Dallas Cowboys' DeMarco Murray healthy, back in training camp
Former OU standout hopes to improve on injury-plagued rookie season.
DeMarco Murray was on pace to shatter the Dallas Cowboys' rookie rushing record, on the brink of surpassing legends Tony Dorsett and Emmitt Smith, before a broken ankle ended his season in early December.
Top rookie rushing seasons in Dallas Cowboys history.
Player (year), yards
Tony Dorsett (1977), 1,007
Calvin Hill (1969), 942
Emmitt Smith (1990), 942
DeMarco Murray (2011), 897
Entrenched as Dallas' No. 1 running back heading into training camp in Oxnard, Calif., Murray said Tuesday night in a phone interview with The Oklahoman that his surgically repaired right ankle was completely healed five months ago. He was full go during OTAs and minicamp.
“I was back to normal in 2½ months,” Murray said. “They have a great training staff here, a great rehabilitation process. I didn't feel I rushed it. I feel like I did before I hurt it.”
Oklahoma's all-time leader in all-purpose yards, Murray exploded onto the scene midway through his rookie season.
Backing up Felix Jones, Murray rushed for only 73 yards in Dallas' first five games. Everything changed when Jones was sidelined.
Given a steady dose of carries, Murray compiled the best four-game rushing total in franchise history.
In his first career start, Murray rushed for 253 yards against the Rams, breaking Smith's franchise single-game rushing record. It sparked a stretch in which the Las Vegas native rushed for 601 yards over four games.
“It didn't end from a team standpoint like you would want it to,” Murray said. “We're going to play better this year. We're practicing hard and competing. I love it.
“Individually it was a year that was good but could have been a lot better. My offensive line did a great job blocking all year. We want to finish things a lot better this year.”
A key cog in a dynamic attack, Murray provides balance for a Dallas offense that too often has relied heavily on quarterback Tony Romo and passing options Jason Witten, Dez Bryant and Miles Austin.
“He's obviously a very talented player,” Romo was quoted recently. “With him back out there, it's going to add another explosive element to the offense.”
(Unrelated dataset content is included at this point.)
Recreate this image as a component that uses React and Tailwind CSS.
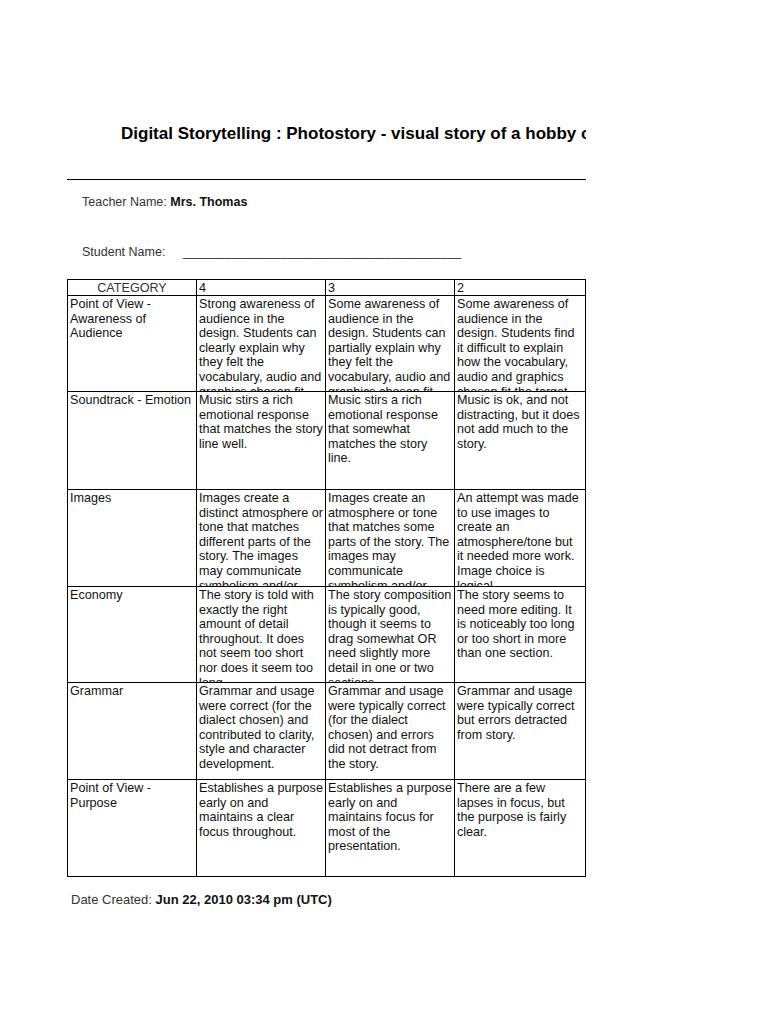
const rows = [
  {
    h: 'h-[96px]',
    cells: [
      ['Point of View -', 'Awareness of', 'Audience'],
      ['Strong awareness of', 'audience in the', 'design. Students can', 'clearly explain why', 'they felt the', 'vocabulary, audio and', 'graphics chosen fit', 'the target audience.'],
      ['Some awareness of', 'audience in the', 'design. Students can', 'partially explain why', 'they felt the', 'vocabulary, audio and', 'graphics chosen fit', 'the target audience.'],
      ['Some awareness of', 'audience in the', 'design. Students find', 'it difficult to explain', 'how the vocabulary,', 'audio and graphics', 'chosen fit the target', 'audience.'],
    ],
  },
  {
    h: 'h-[98px]',
    cells: [
      ['Soundtrack - Emotion'],
      ['Music stirs a rich', 'emotional response', 'that matches the story', 'line well.'],
      ['Music stirs a rich', 'emotional response', 'that somewhat', 'matches the story', 'line.'],
      ['Music is ok, and not', 'distracting, but it does', 'not add much to the', 'story.'],
    ],
  },
  {
    h: 'h-[97px]',
    cells: [
      ['Images'],
      ['Images create a', 'distinct atmosphere or', 'tone that matches', 'different parts of the', 'story. The images', 'may communicate', 'symbolism and/or', 'meaning.'],
      ['Images create an', 'atmosphere or tone', 'that matches some', 'parts of the story. The', 'images may', 'communicate', 'symbolism and/or', 'meaning.'],
      ['An attempt was made', 'to use images to', 'create an', 'atmosphere/tone but', 'it needed more work.', 'Image choice is', 'logical.'],
    ],
  },
  {
    h: 'h-[96px]',
    cells: [
      ['Economy'],
      ['The story is told with', 'exactly the right', 'amount of detail', 'throughout. It does', 'not seem too short', 'nor does it seem too', 'long.'],
      ['The story composition', 'is typically good,', 'though it seems to', 'drag somewhat OR', 'need slightly more', 'detail in one or two', 'sections.'],
      ['The story seems to', 'need more editing. It', 'is noticeably too long', 'or too short in more', 'than one section.'],
    ],
  },
  {
    h: 'h-[97px]',
    cells: [
      ['Grammar'],
      ['Grammar and usage', 'were correct (for the', 'dialect chosen) and', 'contributed to clarity,', 'style and character', 'development.'],
      ['Grammar and usage', 'were typically correct', '(for the dialect', 'chosen) and errors', 'did not detract from', 'the story.'],
      ['Grammar and usage', 'were typically correct', 'but errors detracted', 'from story.'],
    ],
  },
  {
    h: 'h-[97px]',
    cells: [
      ['Point of View -', 'Purpose'],
      ['Establishes a purpose', 'early on and', 'maintains a clear', 'focus throughout.'],
      ['Establishes a purpose', 'early on and', 'maintains focus for', 'most of the', 'presentation.'],
      ['There are a few', 'lapses in focus, but', 'the purpose is fairly', 'clear.'],
    ],
  },
];

function Cell({ lines, h }) {
  return (
    <div className={`${h} overflow-hidden border-r border-b border-black pl-[2px] pt-[1px]`}>
      {lines.map((l, i) => (
        <div key={i} className="whitespace-nowrap leading-[14.6px]">
          {l}
        </div>
      ))}
    </div>
  );
}

export default function App() {
  return (
    <div className="w-[768px] min-h-[1024px] bg-white text-[#111] font-['Liberation_Sans',Arial,sans-serif]">
      <div className="ml-[67px] w-[519px] pt-[124px]">
        {/* title runs off the page edge, like the original export */}
        <div className="overflow-hidden whitespace-nowrap pl-[54px] text-[17px] font-bold leading-[20px] text-black">
          Digital Storytelling : Photostory - visual story of a hobby or interest
        </div>
        <div className="mt-[35px] h-px bg-black" />

        <div className="mt-[14px] pl-[15px] text-[12.5px] leading-[16px] text-[#333]">
          Teacher Name: <span className="font-bold text-[#111]">Mrs. Thomas</span>
        </div>
        <div className="mt-[34px] flex pl-[15px] text-[12.5px] leading-[16px] text-[#333]">
          <span className="w-[101px]">Student Name:</span>
          <span>________________________________________</span>
        </div>

        <div className="mt-[19px] grid grid-cols-[129px_129px_129px_131px] border-t border-l border-black text-[12.6px]">
          <div className="h-[16px] overflow-hidden border-r border-b border-black pt-[1px] text-center leading-[14.6px] text-[#333]">
            CATEGORY
          </div>
          <div className="h-[16px] overflow-hidden border-r border-b border-black pl-[2px] pt-[1px] leading-[14.6px]">4</div>
          <div className="h-[16px] overflow-hidden border-r border-b border-black pl-[2px] pt-[1px] leading-[14.6px]">3</div>
          <div className="h-[16px] overflow-hidden border-r border-b border-black pl-[2px] pt-[1px] leading-[14.6px]">2</div>
          {rows.map((r, ri) =>
            r.cells.map((c, ci) => <Cell key={`${ri}-${ci}`} lines={c} h={r.h} />)
          )}
        </div>

        <div className="mt-[15px] pl-[4px] text-[13px] leading-[16px] text-[#333]">
          Date Created: <span className="font-bold text-[#111]">Jun 22, 2010 03:34 pm (UTC)</span>
        </div>
      </div>
    </div>
  );
}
A third-round pick, the sixth running back selected in the 2011 draft, Murray showed Dallas fans what OU fans already knew — he's a solid all-around back.
Appearing in 13 games, starting seven, Murray showcased his breakaway speed on a 91-yard touchdown run against St. Louis.
A quality receiver, Murray hauled in 26 receptions as a rookie after recording 155 catches at OU. He also takes pride in being a quality blocker that picks up blitzes.
“I try to be a versatile back,” Murray said. “The more things you can do, the harder it is to game plan that type of player. I work hard on my catching abilities and my blocking and definitely work hard on my running.”
The looming question is, can Murray handle being the Cowboys' workhorse throughout a grueling NFL season?